Stored data
>>>

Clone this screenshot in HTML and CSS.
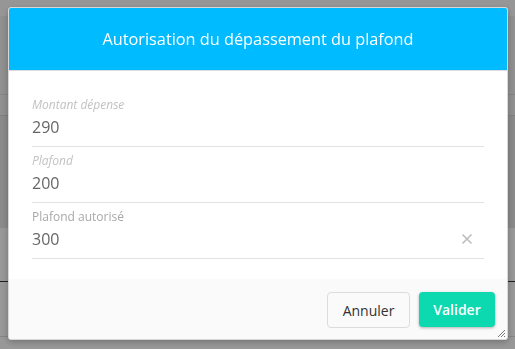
FILE: index.html
```html
<!DOCTYPE html>
<html lang="fr">
<head>
<meta charset="utf-8">
<link rel="stylesheet" href="styles.css">
</head>
<body>
<div class="page">
  <div class="page-top"></div>
  <div class="page-mid">
    <div class="page-row"></div>
    <div class="page-row dark"></div>
  </div>
  <div class="page-low">
    <div class="page-gap"></div>
    <div class="page-line"></div>
    <div class="page-gap2"></div>
    <div class="page-line light"></div>
  </div>
</div>
<div class="overlay"></div>
<div class="dialog">
  <div class="dialog-header">Autorisation du dépassement du plafond</div>
  <div class="dialog-body">
    <div class="field">
      <div class="label italic">Montant dépense</div>
      <div class="value">290</div>
    </div>
    <div class="field">
      <div class="label italic">Plafond</div>
      <div class="value">200</div>
    </div>
    <div class="field">
      <div class="label">Plafond autorisé</div>
      <div class="value-row">
        <div class="value">300</div>
        <svg class="clear" width="12" height="12" viewBox="0 0 12 12"><path d="M1.5 1.5 L10.5 10.5 M10.5 1.5 L1.5 10.5" stroke="#bdbdbd" stroke-width="1.6" fill="none"/></svg>
      </div>
    </div>
  </div>
  <div class="dialog-footer">
    <button class="btn btn-cancel">Annuler</button>
    <button class="btn btn-ok">Valider</button>
  </div>
  <svg class="resize" width="10" height="10" viewBox="0 0 10 10"><path d="M9 2 L2 9 M9 5 L5 9 M9 8 L8 9" stroke="#777" stroke-width="1" fill="none"/></svg>
</div>
</body>
</html>
```
FILE: styles.css
```css
* { box-sizing: border-box; }
html, body { margin: 0; padding: 0; }
body {
  width: 515px;
  height: 349px;
  overflow: hidden;
  font-family: "Open Sans", "Liberation Sans", sans-serif;
  background: #f4f4f4;
}
.page { display: flex; flex-direction: column; height: 349px; }
.page-top { height: 16px; background: #fbfbfb; }
.page-mid { height: 212px; background: #f0f0f0; padding-top: 78px; }
.page-row { height: 21px; border-top: 1px solid #dcdcdc; }
.page-row.dark { height: 113px; background: #e6e6e6; border-top: 1px solid #d6d6d6; }
.page-low { flex: 1; background: #fdfdfd; display: flex; flex-direction: column; }
.page-gap { height: 53px; }
.page-line { height: 1px; background: #333; }
.page-gap2 { height: 54px; }
.page-line.light { background: #dedede; }
.overlay {
  position: fixed; inset: 0;
  background: rgba(0, 0, 0, 0.4);
}
.dialog {
  position: fixed;
  left: 8px; top: 7px;
  width: 500px; height: 333px;
  background: #fff;
  border: 1px solid #d8d8d8;
  border-radius: 3px;
  box-shadow: 0 2px 6px rgba(0,0,0,0.25);
  display: flex; flex-direction: column;
  overflow: hidden;
}
.dialog-header {
  height: 63px;
  background: #00bbff;
  color: #fff;
  font-size: 16.3px;
  display: flex; align-items: center; justify-content: center;
  border-bottom: 1px solid #dcdcdc;
  padding-bottom: 1px;
}
.dialog-body {
  padding: 20px 23px 0 23px;
  flex: 1;
}
.field {
  height: 56px;
  padding-top: 7px;
  border-bottom: 1px solid #e2e2e2;
}
.label {
  font-size: 12px;
  line-height: 14px;
  color: #a8a8a8;
}
.label.italic { font-style: italic; color: #c2c2c2; }
.value {
  font-size: 16px;
  line-height: 22px;
  margin-top: 4px;
  color: #666;
}
.value-row { display: flex; justify-content: space-between; align-items: center; }
.clear { margin-top: 4px; margin-right: 11px; }
.dialog-footer {
  height: 60px;
  background: #fafafa;
  display: flex; justify-content: flex-end; align-items: flex-start;
  padding: 13px 12px 0 0;
  gap: 9px;
}
.btn {
  font-family: "Open Sans", "Liberation Sans", sans-serif;
  font-size: 14px;
  height: 36px;
  border-radius: 4px;
  cursor: pointer;
}
.btn-cancel {
  width: 83px;
  background: #fafafa;
  color: #333;
  border: 1px solid #dcdcdc;
}
.btn-ok {
  width: 76px;
  height: 35px;
  background: #0cd9b0;
  color: #fff;
  font-weight: 600;
  border: none;
  box-shadow: 0 1px 3px rgba(0,0,0,0.3);
}
.resize { position: absolute; right: 1px; bottom: 1px; }
```
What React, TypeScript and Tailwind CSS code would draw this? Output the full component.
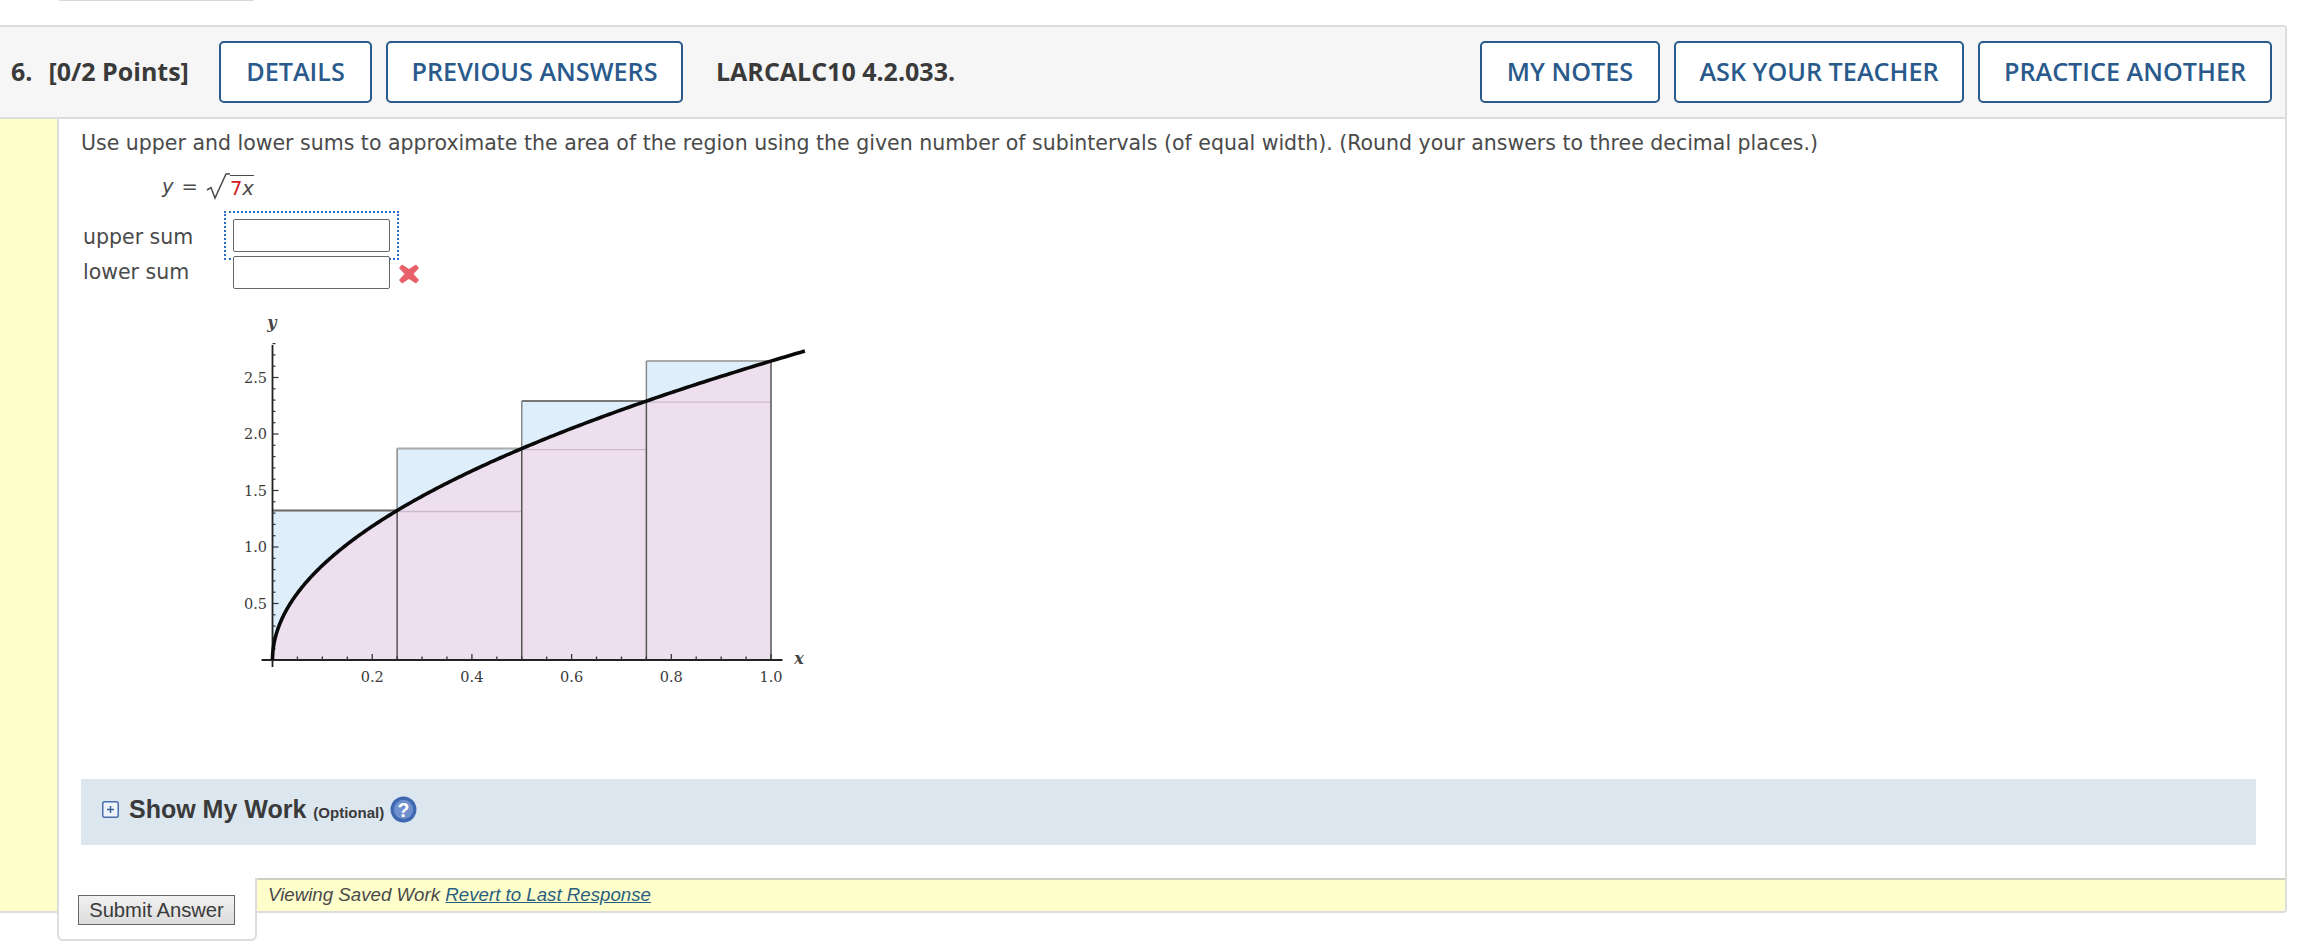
import React from "react";

const X0 = 272.5, Y0 = 660, SX = 498.5, SY = 113;
const px = (x: number) => X0 + x * SX;
const py = (y: number) => Y0 - y * SY;
const f = (x: number) => Math.sqrt(7 * x);
const OX = 240, OY = 310;

function Chart() {
  const pts: string[] = [];
  for (let i = 0; i <= 220; i++) {
    const t = i / 220;
    const x = t * t * 1.068;
    pts.push(`${px(x).toFixed(2)},${py(f(x)).toFixed(2)}`);
  }
  const curve = pts.join(" ");
  const area = `${X0},${Y0} ` + pts.filter((p) => parseFloat(p) <= px(1)).join(" ") + ` ${px(1)},${py(f(1))} ${px(1)},${Y0}`;
  const cols = [0, 0.25, 0.5, 0.75];
  const xTicks = Array.from({ length: 21 }, (_, i) => i * 0.05);
  const yTicks = Array.from({ length: 28 }, (_, i) => (i + 1) * 0.1);
  const serif = { fontFamily: '"DejaVu Serif", "Liberation Serif", serif' };
  return (
    <svg width="580" height="380" viewBox={`${OX} ${OY} 580 380`} className="block">
      {cols.map((c) => (
        <rect key={c} x={px(c)} y={py(f(c + 0.25))} width={0.25 * SX} height={Y0 - py(f(c + 0.25))} fill="#deeefb" />
      ))}
      <polygon points={area} fill="#eedfee" />
      {cols.map((c, i) => (
        <g key={c}>
          {i > 0 && <line x1={px(c)} x2={px(c + 0.25)} y1={py(f(c)) + 1} y2={py(f(c)) + 1} stroke="#c9b9cb" strokeWidth="1.4" />}
          <line x1={px(c)} x2={px(c + 0.25)} y1={py(f(c + 0.25))} y2={py(f(c + 0.25))} stroke={i === 0 ? "#666" : i === 2 ? "#777" : "#aaa"} strokeWidth="2" />
          <line x1={px(c + 0.25)} x2={px(c + 0.25)} y1={py(f(c + 0.25))} y2={Y0} stroke="#555" strokeWidth="1.5" />
          {i > 0 && <line x1={px(c)} x2={px(c)} y1={py(f(c + 0.25))} y2={py(f(c))} stroke="#888" strokeWidth="1.5" />}
        </g>
      ))}
      <line x1={X0 - 11} x2={X0 + 510} y1={Y0} y2={Y0} stroke="#222" strokeWidth="1.8" />
      <line x1={X0} x2={X0} y1="345" y2="667" stroke="#222" strokeWidth="1.8" />
      {xTicks.map((x, i) => (
        <line key={i} x1={px(x)} x2={px(x)} y1={Y0} y2={Y0 - (i % 4 === 0 ? 6 : 3.5)} stroke="#333" strokeWidth="1.3" />
      ))}
      {yTicks.map((y, i) => (
        <line key={i} x1={X0} x2={X0 + ((i + 1) % 5 === 0 ? 6 : 3)} y1={py(y)} y2={py(y)} stroke="#333" strokeWidth="1.2" />
      ))}
      <polyline points={curve} fill="none" stroke="#0a0a0a" strokeWidth="3.6" />
      {[0.2, 0.4, 0.6, 0.8, 1].map((x) => (
        <text key={x} x={px(x)} y="682" textAnchor="middle" fontSize="14.5" fill="#3a3a3a" style={serif}>{x.toFixed(1)}</text>
      ))}
      {[0.5, 1, 1.5, 2, 2.5].map((y) => (
        <text key={y} x="267" y={py(y) + 5} textAnchor="end" fontSize="14.5" fill="#3a3a3a" style={serif}>{y.toFixed(1)}</text>
      ))}
      <text x="272" y="328" textAnchor="middle" fontSize="16" fontStyle="italic" fontWeight="700" fill="#444" style={serif}>y</text>
      <text x="799" y="664" textAnchor="middle" fontSize="16" fontStyle="italic" fontWeight="700" fill="#444" style={serif}>x</text>
    </svg>
  );
}

function HeadBtn({ children, w }: { children: React.ReactNode; w: string }) {
  return (
    <button className={`${w} h-[62px] flex items-center justify-center rounded-[5px] border-2 border-[#2a5a8c] bg-white text-[25.2px] font-semibold text-[#2a5a8c] [font-family:'Open_Sans',sans-serif]`}>
      {children}
    </button>
  );
}

export default function App() {
  return (
    <div className="relative h-[946px] w-[2309px] overflow-hidden bg-white [font-family:'DejaVu_Sans',sans-serif] text-[#4a4a4a]">
      <div className="ml-[59px] h-[1px] w-[195px] rounded-b bg-[#d8d8d8]" />
      <div className="mt-[24px] flex h-[888px] w-[2287px] flex-col rounded-r-[4px] border-y-2 border-r-2 border-[#dddddd]">
        <header className="flex h-[92px] shrink-0 items-center border-b-2 border-[#dddddd] bg-[#f6f6f6] pl-[11px] pr-[13px] [font-family:'Open_Sans',sans-serif] text-[25px] font-bold text-[#3a3a3a]">
          <span className="w-[208px] whitespace-nowrap">6.&nbsp; <span className="ml-[3px]">[0/2 Points]</span></span>
          <HeadBtn w="w-[153px]">DETAILS</HeadBtn>
          <div className="w-[14px]" />
          <HeadBtn w="w-[297px]">PREVIOUS ANSWERS</HeadBtn>
          <span className="ml-[33px] whitespace-nowrap">LARCALC10 4.2.033.</span>
          <div className="flex-1" />
          <div className="flex gap-[14px]">
            <HeadBtn w="w-[180px]">MY NOTES</HeadBtn>
            <HeadBtn w="w-[290px]">ASK YOUR TEACHER</HeadBtn>
            <HeadBtn w="w-[294px]">PRACTICE ANOTHER</HeadBtn>
          </div>
        </header>

        <div className="flex min-h-0 flex-1">
          <div className="w-[59px] shrink-0 border-r-2 border-[#dddddd] bg-[#ffffcc]" />
          <div className="flex min-w-0 flex-1 flex-col">
            <main className="h-[759px] shrink-0 pl-[22px] pr-[30px] text-[20.5px]">
              <p className="pt-[12px] leading-[24px] whitespace-nowrap">
                Use upper and lower sums to approximate the area of the region using the given number of subintervals (of equal width). (Round your answers to three decimal places.)
              </p>
              <div className="ml-[81px] mt-[19px] flex h-[26px] items-center text-[19.5px]">
                <span className="italic">y</span>
                <span className="ml-[8px]">=</span>
                <svg width="24" height="30" viewBox="0 0 24 30" className="ml-[8px] block shrink-0">
                  <path d="M1 18 L5 15.5 L9 26 L20 2 H24" fill="none" stroke="#4a4a4a" strokeWidth="1.5" />
                </svg>
                <span className="border-t-[1.5px] border-[#4a4a4a] leading-[25px] mt-[1px]">
                  <span className="text-[#d3202a]">7</span>
                  <span className="italic">x</span>
                </span>
              </div>
              <div className="mt-[11px] flex">
                <span className="mt-[12px] w-[143px] pl-[2px] leading-[28px]">upper sum</span>
                <div className="h-[49px] w-[175px] border-2 border-dotted border-[#2b6cc4] pl-[7px] pt-[6px]">
                  <div className="h-[33px] w-[157px] rounded-[2px] border border-[#666] bg-white" />
                </div>
              </div>
              <div className="-mt-[4px] flex">
                <span className="mt-[2px] w-[152px] pl-[2px] leading-[28px]">lower sum</span>
                <div className="relative h-[33px] w-[157px] rounded-[2px] border border-[#666] bg-white" />
                <svg width="22" height="22" viewBox="0 0 22 22" className="ml-[8px] mt-[7px] block">
                  <path d="M4 1.5 L11 6 L18 1.5 L21 5 L15.5 11 L21 17 L18 20.5 L11 16 L4 20.5 L1 17 L6.5 11 L1 5 Z" fill="#e8606a" />
                </svg>
              </div>
              <div className="mt-[21px] pl-[159px]">
                <Chart />
              </div>
              <div className="mt-[89px] flex h-[66px] w-[2175px] items-center bg-[#dce6ef] pb-[5px] pl-[21px] [font-family:'Liberation_Sans',sans-serif]">
                <svg width="17" height="17" viewBox="0 0 17 17" className="block shrink-0">
                  <rect x="0.75" y="0.75" width="15.5" height="15.5" rx="2" fill="#eef3fa" stroke="#4a6ea8" strokeWidth="1.5" />
                  <path d="M8.5 5 V12 M5 8.5 H12" stroke="#3a5f9a" strokeWidth="1.5" />
                </svg>
                <span className="ml-[10px] text-[25px] font-bold leading-none text-[#3a3a3a]">Show My Work</span>
                <span className="ml-[7px] mt-[5px] text-[15px] font-bold leading-none text-[#3a3a3a]">(Optional)</span>
                <svg width="27" height="27" viewBox="0 0 25 25" className="ml-[6px] block shrink-0">
                  <circle cx="12.5" cy="12.5" r="12" fill="#3f66b0" />
                  <circle cx="12.5" cy="12.5" r="9" fill="#6f8fcf" />
                  <text x="12.5" y="19" textAnchor="middle" fontSize="18" fontWeight="700" fill="#fff" style={{ fontFamily: '"Liberation Sans", sans-serif' }}>?</text>
                </svg>
              </div>
            </main>
            <div className="flex min-h-0 flex-1">
              <div className="relative z-10 -mb-[30px] -ml-[2px] h-[63px] w-[200px] shrink-0 rounded-b-[6px] border-x-2 border-b-2 border-t-0 border-[#dddddd] bg-white pl-[19px] pt-[17px]">
                <button className="flex h-[30px] w-[157px] items-center justify-center border border-[#666] bg-gradient-to-b from-[#f2f2f2] to-[#dcdcdc] text-[20.2px] text-[#3a3a3a] [font-family:'Liberation_Sans',sans-serif]">
                  Submit Answer
                </button>
              </div>
              <div className="flex-1 rounded-br-[4px] border-t-2 border-[#cfcfc0] bg-[#ffffcc] pl-[11px] text-[18.7px] italic leading-[30px] [font-family:'Liberation_Sans',sans-serif]">
                Viewing Saved Work <a className="text-[#2a6080] underline">Revert to Last Response</a>
              </div>
            </div>
          </div>
        </div>
      </div>
    </div>
  );
}
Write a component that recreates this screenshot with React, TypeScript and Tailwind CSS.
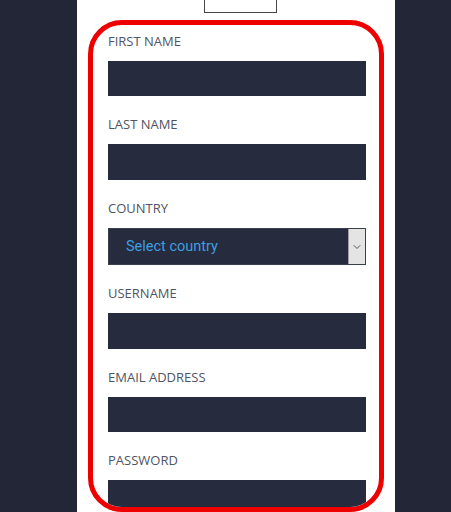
import { ChevronDown } from 'lucide-react'

const fields = [
  { label: 'FIRST NAME', h: 'h-[35px]' },
  { label: 'LAST NAME', h: 'h-[36px]' },
  { label: 'COUNTRY', h: 'h-[37px]' },
  { label: 'USERNAME', h: 'h-[36px]' },
  { label: 'EMAIL ADDRESS', h: 'h-[35px]' },
  { label: 'PASSWORD', h: 'h-[36px]' },
]

export default function App() {
  return (
    <div className="h-[512px] w-[451px] overflow-hidden bg-[#222636] pl-[77px]">
      <div className="flex h-full w-[318px] flex-col bg-white">
        {/* top button, cut off */}
        <div className="ml-[127px] h-[13px] w-[73px] border border-t-0 border-[#444] bg-white" />

        {/* highlighted form */}
        <div className="ml-[11px] mt-[7px] h-[492px] w-[296px] overflow-hidden rounded-[34px] border-[5px] border-[#ee0000] pl-[15px] pt-[8px]">
          {fields.map((f) => (
            <div key={f.label} className="mb-[20px]">
              <div
                className="mb-[12px] h-[16px] text-[13px] leading-[16px] text-[#4f5463]"
                style={{ fontFamily: '"Open Sans", sans-serif' }}
              >
                {f.label}
              </div>
              {f.label === 'COUNTRY' ? (
                <div className={`flex ${f.h} w-[258px] border border-[#3a3f4c] bg-[#262b3e]`}>
                  <div
                    className="flex flex-1 items-center pl-[17px] text-[14.5px] text-[#3d9fe0]"
                    style={{ fontFamily: 'Roboto, sans-serif' }}
                  >
                    Select country
                  </div>
                  <div className="flex w-[17px] items-center justify-center border-l border-[#a0a0a0] bg-[#e4e4e4]">
                    <ChevronDown size={12} strokeWidth={1.75} className="text-[#444]" />
                  </div>
                </div>
              ) : (
                <div className={`${f.h} w-[258px] bg-[#262b3e]`} />
              )}
            </div>
          ))}
        </div>
      </div>
    </div>
  )
}
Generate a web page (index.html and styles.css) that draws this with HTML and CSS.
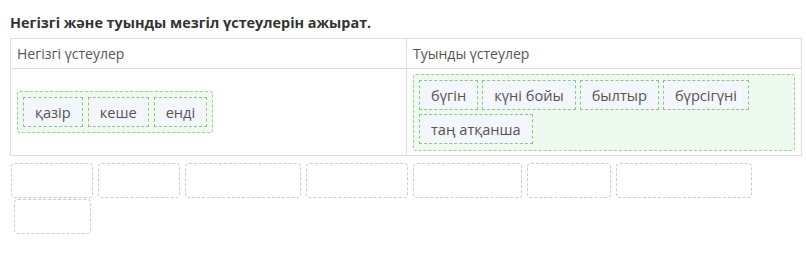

<<<

REQUIRED WORK - Exactly as they stand, quote the lines beginning with the one that contains "What React, TypeScript" and ending with the one that contains "const OX = 240, OY = 310;", with no pictures.

REPLY -
What React, TypeScript and Tailwind CSS code would draw this? Output the full component.
import React from "react";

const X0 = 272.5, Y0 = 660, SX = 498.5, SY = 113;
const px = (x: number) => X0 + x * SX;
const py = (y: number) => Y0 - y * SY;
const f = (x: number) => Math.sqrt(7 * x);
const OX = 240, OY = 310;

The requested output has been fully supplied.